All modern Vision-Language Models (VLMs) share a three-component design:
Image → [Vision Encoder] → [Connector/Projector] → [LLM Backbone] → Text
| Encoder | Resolution | Patch Size | Output | Used By |
|---|---|---|---|---|
| CLIP ViT-L/14 | 336×336 | 14×14 | 576 tokens | LLaVA 1.5 |
| EVA-CLIP | 448×448 | 14×14 | 1024 tokens | InternVL |
| SigLIP-So400m | 224 / 448 | 14×14 | 256 / 1024 tokens | PaliGemma |
| Native ViT | Dynamic | 14×14 | Variable | GPT-4V |
Crucial Detail: Most VLMs (e.g., LLaVA) use features from the penultimate layer (倒数第二层) of the vision encoder, as the final layer is too specialized for contrastive matching and lacks spatial detail needed for reasoning.
The connector bridges the vision and language representation spaces:
-
Linear Projection (LLaVA v1): Single linear layer
$W \in \mathbb{R}^{d_{vis} \times d_{llm}}$ . Simple but effective. - MLP Projector (LLaVA v1.5): Two-layer MLP with GELU activation. Standard choice.
- Cross-Attention Resampler (Flamingo/Qwen-VL): Uses learnable queries to compress visual tokens to a fixed count (e.g., 256 → 64). Reduces compute cost.
- C-Abstractor (Honeybee): Convolutional abstractor preserving spatial locality.
- Goal: Align vision encoder output space with LLM input space.
- Data: Large-scale image-caption pairs (e.g., LAION-5B, CC-12M).
- What's trained: Only the connector. Vision encoder and LLM are frozen.
- Goal: Teach the model to follow visual instructions (VQA, OCR, reasoning).
- Data: High-quality visual instruction data (LLaVA-Instruct-150K, ShareGPT4V).
- What's trained: Connector + LLM (often via LoRA).
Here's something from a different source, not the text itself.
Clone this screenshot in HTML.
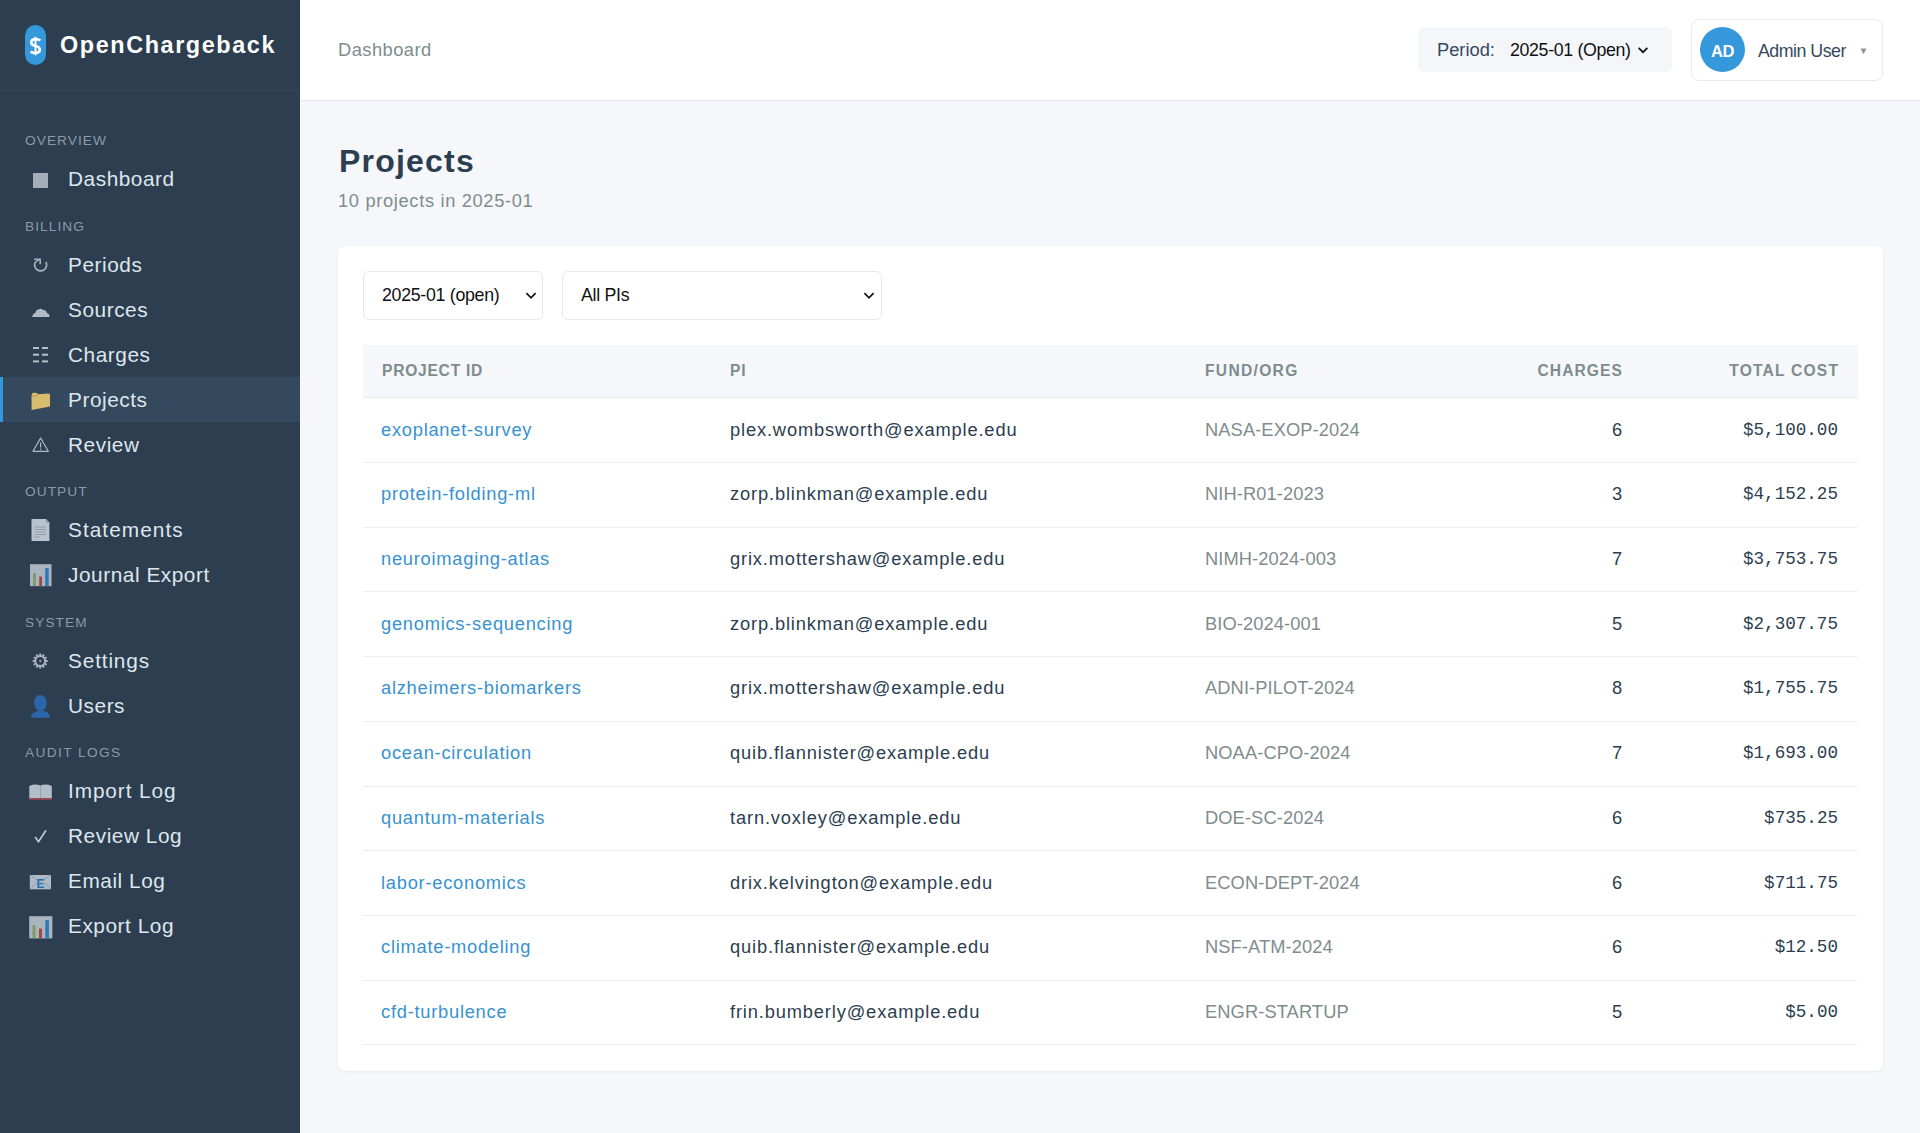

Vision encoder typically stays frozen.
Fixed-resolution encoders waste compute on simple images and lose detail on complex ones. AnyRes (LLaVA-NeXT, InternVL 1.5):
- Divide the input image into tiles matching the encoder's native resolution.
- Encode each tile independently.
- Concatenate all tile tokens + a downscaled global view.
- Impact: Enables OCR and fine-grained document understanding.
High-resolution images produce thousands of visual tokens, overwhelming the LLM context. Solutions:
- Pixel Shuffle (InternVL 2): Spatially merge adjacent tokens, reducing count by 4x.
- Perceiver Resampler (Flamingo): Fixed-length output regardless of input resolution.
- LLaVA 1.0 (2023): Proved that a simple linear projection + visual instruction tuning is surprisingly effective.
- LLaVA 1.5: MLP projector + higher resolution (336px) → significant gains.
- LLaVA-NeXT: AnyRes + more data → competitive with proprietary models.
Architecture not disclosed. Key capabilities:
- Native multi-image understanding.
- Interleaved image-text reasoning.
- OCR and spatial reasoning at production quality.
- Cross-attention resampler with 256 learnable queries.
- Supports bounding box grounding (outputting coordinates).
- Liu et al. (2023): Visual Instruction Tuning (LLaVA).
- Alayrac et al. (2022): Flamingo: a Visual Language Model for Few-Shot Learning.
- Bai et al. (2023): Qwen-VL: A Versatile Vision-Language Model.
- Chen et al. (2023): InternVL: Scaling up Vision Foundation Models and Aligning for Generic Visual-Linguistic Tasks (v1 report; 2024 for v1.5/v2).